■ What this task involves: Wherever the string "React" appears in the listing, copy that line.

■ Collected material:
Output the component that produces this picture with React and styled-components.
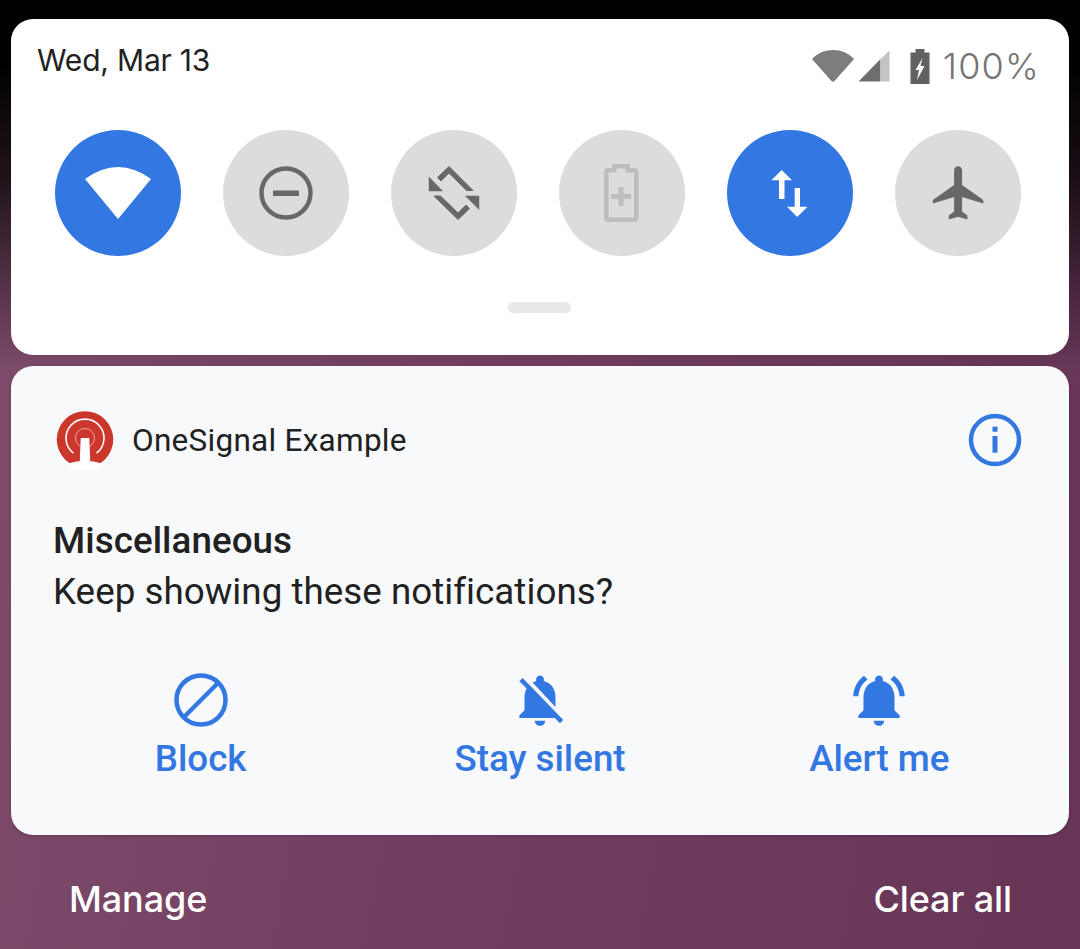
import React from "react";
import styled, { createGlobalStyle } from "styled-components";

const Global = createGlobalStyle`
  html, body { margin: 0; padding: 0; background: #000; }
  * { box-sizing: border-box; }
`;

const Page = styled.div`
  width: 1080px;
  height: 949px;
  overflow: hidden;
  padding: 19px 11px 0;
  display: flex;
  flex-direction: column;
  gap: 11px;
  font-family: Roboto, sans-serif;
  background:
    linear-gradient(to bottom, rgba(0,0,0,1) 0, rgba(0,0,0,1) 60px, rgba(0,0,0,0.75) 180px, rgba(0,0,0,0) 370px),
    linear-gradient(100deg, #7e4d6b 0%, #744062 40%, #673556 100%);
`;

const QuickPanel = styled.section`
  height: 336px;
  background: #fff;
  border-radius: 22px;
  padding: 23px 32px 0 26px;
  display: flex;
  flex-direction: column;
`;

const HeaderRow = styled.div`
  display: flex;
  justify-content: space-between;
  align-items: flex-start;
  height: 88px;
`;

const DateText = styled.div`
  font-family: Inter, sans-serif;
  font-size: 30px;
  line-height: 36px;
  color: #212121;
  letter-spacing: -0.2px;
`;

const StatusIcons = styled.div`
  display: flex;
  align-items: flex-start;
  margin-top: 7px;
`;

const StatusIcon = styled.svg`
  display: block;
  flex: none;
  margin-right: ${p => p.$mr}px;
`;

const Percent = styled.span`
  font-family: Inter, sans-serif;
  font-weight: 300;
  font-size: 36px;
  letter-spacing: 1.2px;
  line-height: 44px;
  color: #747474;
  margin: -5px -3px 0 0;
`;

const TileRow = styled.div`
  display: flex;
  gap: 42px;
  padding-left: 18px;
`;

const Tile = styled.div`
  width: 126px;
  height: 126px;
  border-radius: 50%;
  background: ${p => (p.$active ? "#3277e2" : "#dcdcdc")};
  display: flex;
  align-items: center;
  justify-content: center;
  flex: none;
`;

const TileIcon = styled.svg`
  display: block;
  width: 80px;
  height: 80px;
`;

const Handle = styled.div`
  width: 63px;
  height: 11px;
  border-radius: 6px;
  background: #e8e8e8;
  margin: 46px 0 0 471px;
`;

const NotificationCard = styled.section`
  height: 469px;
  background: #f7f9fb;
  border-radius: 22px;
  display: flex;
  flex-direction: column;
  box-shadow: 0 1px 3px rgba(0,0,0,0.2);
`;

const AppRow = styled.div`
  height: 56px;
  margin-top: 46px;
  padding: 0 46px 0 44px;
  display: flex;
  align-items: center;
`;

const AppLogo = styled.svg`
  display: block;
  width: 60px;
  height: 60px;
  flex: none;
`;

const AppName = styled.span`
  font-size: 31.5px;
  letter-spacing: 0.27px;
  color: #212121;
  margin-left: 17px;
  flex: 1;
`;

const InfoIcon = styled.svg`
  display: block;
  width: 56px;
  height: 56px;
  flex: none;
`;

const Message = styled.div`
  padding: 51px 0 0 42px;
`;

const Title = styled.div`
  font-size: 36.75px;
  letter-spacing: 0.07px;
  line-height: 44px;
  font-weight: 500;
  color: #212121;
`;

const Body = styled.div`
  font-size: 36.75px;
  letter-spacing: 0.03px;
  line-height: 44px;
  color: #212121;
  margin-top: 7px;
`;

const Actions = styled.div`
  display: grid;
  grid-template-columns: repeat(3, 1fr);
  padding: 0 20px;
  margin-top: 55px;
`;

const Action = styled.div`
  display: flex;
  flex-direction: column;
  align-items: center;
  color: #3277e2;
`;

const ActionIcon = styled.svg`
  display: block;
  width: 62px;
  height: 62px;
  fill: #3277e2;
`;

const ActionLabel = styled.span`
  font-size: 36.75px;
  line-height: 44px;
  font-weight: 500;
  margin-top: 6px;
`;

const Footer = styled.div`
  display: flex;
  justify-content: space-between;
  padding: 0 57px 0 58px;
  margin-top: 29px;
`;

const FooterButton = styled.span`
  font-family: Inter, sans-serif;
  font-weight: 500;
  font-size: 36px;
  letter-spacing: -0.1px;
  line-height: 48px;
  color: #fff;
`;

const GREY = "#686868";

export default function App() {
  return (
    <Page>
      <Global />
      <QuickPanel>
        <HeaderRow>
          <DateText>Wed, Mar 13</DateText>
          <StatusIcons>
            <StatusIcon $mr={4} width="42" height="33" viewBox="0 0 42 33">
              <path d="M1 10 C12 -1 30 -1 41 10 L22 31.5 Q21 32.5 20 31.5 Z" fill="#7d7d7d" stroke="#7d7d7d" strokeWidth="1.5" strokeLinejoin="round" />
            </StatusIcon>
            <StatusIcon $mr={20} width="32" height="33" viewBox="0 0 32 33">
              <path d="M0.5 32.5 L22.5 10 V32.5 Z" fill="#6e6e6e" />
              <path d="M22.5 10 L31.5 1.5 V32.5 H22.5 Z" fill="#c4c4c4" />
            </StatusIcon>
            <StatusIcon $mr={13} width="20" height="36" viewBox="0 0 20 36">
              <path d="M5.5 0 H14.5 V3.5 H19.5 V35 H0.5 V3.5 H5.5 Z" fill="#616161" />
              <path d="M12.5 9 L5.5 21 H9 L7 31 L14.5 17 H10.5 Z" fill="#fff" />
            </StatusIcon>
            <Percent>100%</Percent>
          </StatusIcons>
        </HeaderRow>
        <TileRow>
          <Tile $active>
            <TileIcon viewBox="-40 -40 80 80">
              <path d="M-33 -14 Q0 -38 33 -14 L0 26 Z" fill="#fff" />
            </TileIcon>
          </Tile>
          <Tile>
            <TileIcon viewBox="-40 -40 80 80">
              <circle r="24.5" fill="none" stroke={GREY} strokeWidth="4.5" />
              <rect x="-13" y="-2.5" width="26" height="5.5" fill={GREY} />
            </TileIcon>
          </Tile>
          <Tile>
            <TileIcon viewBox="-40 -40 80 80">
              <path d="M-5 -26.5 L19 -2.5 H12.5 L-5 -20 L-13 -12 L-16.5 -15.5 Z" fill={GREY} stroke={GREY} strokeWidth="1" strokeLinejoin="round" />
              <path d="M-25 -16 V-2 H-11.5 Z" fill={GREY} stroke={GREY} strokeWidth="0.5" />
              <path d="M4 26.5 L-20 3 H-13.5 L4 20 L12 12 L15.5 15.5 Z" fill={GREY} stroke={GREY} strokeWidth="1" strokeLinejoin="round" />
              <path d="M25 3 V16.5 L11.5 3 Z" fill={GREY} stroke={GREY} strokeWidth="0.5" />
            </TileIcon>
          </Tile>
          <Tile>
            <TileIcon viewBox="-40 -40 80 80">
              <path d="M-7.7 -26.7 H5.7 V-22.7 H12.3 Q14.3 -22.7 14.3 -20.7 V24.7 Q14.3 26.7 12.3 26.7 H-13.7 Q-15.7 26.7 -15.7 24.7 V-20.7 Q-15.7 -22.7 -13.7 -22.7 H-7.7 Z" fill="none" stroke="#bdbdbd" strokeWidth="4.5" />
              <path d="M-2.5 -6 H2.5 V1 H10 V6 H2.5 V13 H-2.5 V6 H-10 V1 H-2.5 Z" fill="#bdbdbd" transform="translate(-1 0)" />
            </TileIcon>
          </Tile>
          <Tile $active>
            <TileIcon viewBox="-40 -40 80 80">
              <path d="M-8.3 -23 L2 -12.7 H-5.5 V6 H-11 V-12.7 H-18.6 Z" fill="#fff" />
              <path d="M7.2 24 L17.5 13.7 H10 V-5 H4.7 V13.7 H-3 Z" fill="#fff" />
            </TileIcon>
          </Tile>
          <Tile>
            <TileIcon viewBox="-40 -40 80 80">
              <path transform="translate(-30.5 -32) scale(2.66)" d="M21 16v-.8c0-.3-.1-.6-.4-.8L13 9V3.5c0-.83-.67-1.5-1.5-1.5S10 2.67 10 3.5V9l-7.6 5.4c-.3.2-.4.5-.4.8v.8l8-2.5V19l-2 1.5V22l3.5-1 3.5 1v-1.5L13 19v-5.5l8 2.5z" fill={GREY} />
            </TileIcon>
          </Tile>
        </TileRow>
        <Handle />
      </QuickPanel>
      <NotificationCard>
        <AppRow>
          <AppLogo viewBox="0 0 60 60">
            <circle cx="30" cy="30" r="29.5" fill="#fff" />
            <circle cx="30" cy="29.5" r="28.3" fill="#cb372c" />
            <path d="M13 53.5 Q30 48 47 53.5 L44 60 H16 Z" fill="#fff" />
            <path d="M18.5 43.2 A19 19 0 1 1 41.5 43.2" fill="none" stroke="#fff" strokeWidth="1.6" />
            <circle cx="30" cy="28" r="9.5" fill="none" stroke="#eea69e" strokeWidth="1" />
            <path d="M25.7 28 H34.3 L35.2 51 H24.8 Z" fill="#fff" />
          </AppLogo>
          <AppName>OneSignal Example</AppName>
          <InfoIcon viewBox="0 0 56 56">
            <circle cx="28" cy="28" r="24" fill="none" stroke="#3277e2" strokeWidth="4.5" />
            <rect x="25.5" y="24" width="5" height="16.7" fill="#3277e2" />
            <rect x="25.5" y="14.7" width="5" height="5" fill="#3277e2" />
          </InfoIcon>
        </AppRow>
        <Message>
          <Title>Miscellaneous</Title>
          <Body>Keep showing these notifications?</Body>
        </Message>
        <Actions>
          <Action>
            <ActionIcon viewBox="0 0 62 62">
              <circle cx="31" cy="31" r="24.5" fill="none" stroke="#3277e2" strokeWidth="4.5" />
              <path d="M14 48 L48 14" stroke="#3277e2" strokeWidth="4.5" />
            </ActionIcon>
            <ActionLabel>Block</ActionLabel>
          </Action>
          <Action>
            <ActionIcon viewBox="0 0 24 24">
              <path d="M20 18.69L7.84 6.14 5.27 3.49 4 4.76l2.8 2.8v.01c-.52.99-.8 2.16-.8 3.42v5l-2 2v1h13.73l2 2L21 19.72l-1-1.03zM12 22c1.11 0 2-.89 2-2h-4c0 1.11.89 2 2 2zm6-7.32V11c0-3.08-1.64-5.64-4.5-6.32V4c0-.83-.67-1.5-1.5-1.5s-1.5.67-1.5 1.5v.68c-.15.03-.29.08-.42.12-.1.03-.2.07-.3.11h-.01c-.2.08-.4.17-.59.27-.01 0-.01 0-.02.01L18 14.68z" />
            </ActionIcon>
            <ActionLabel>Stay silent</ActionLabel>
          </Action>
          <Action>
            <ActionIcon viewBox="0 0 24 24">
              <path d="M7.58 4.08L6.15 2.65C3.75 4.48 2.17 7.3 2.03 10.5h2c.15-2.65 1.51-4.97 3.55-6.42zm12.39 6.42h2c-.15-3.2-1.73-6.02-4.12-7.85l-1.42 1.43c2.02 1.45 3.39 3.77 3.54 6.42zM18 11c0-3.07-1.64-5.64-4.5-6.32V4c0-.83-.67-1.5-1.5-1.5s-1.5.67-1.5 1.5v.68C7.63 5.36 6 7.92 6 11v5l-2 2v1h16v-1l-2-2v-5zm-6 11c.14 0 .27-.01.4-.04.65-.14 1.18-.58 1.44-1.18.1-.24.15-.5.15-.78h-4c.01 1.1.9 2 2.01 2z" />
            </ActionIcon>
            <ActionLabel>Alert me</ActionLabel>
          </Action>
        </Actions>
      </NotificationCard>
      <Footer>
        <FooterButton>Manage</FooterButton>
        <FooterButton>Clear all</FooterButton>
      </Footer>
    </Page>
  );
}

■ Solution to this task:
Output the component that produces this picture with React and styled-components.
import React from "react";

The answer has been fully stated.